Debit card swipe fees were notoriously painful for merchants and customers. Fortunately, the U.S. Senate smacked down the swipe pees, ridding the world of a financial fracas years in the making.
Fin. Right?
As it turns out, no. Banks were never going to take the Dodd-Frank Act provision lying down, not when they could throw a few wild haymakers. So now Wells Fargo is just the latest bank to consider trotting out a flat monthly fee for the use of debit cards. At $3 a pop, it would be an extra $36 a year on customers. JP Morgan is toying with the same idea, and others will probably follow suit.
If that doesn’t sound like much…well, it’s not. But it’s the principle. In a recent poll, the Associated Press found that some 61 percent of debit card customers said they would stop using their debit cards if those charges applied. Not all of those people would follow through, but some would. That, I would suspect, would be yet another dent in the revenues the banks argue they’re trying to preserve by doing this.

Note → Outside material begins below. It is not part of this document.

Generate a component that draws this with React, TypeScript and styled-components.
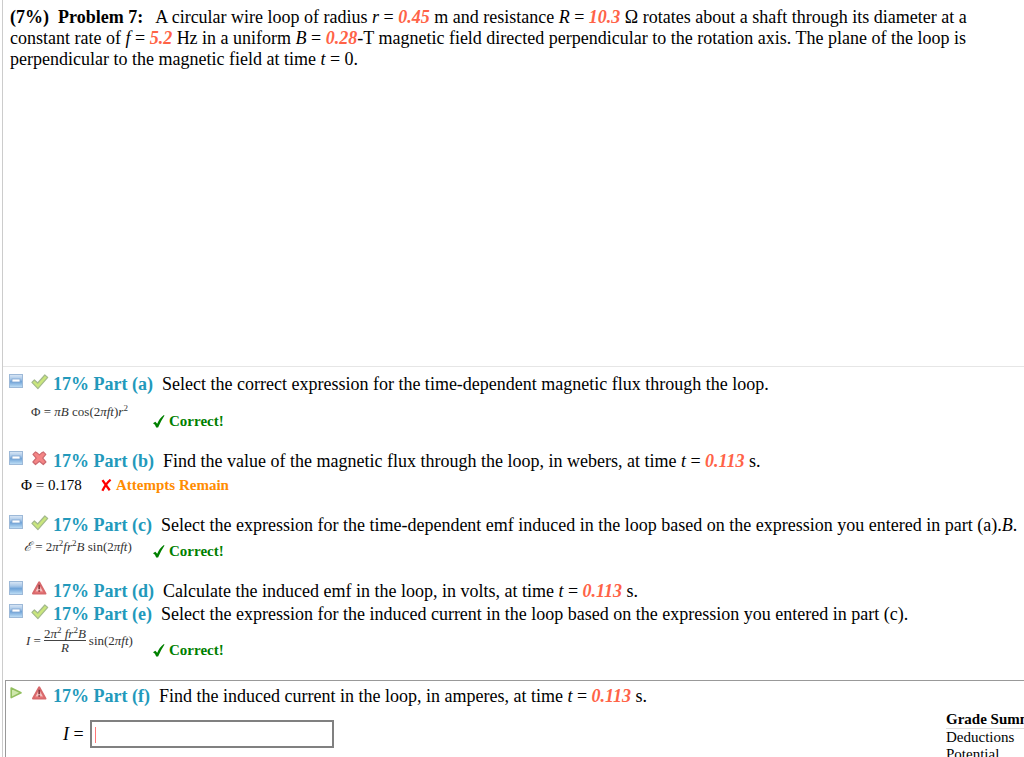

Keep in mind that swipe fees haven’t disappeared, either. They’ve gone from 44 cents a swipe to 21. Also keep in mind that some banks have canceled free checking and other customer perks and you’ll begin to understand why customers are on the verge of taking to the lifeboats when it comes to their debit cards.
Even keeping in mind that you won’t be charged the fee if you don’t use your card during a given month, this is an exceptionally bad public relations move. At best, it seems tone-deaf to the belt-tightening that’s ongoing across America, a consequence of the slow recovery. At worst, it seems like abject greed.
What do you think? Is this a sound business decision or an egregious mistake?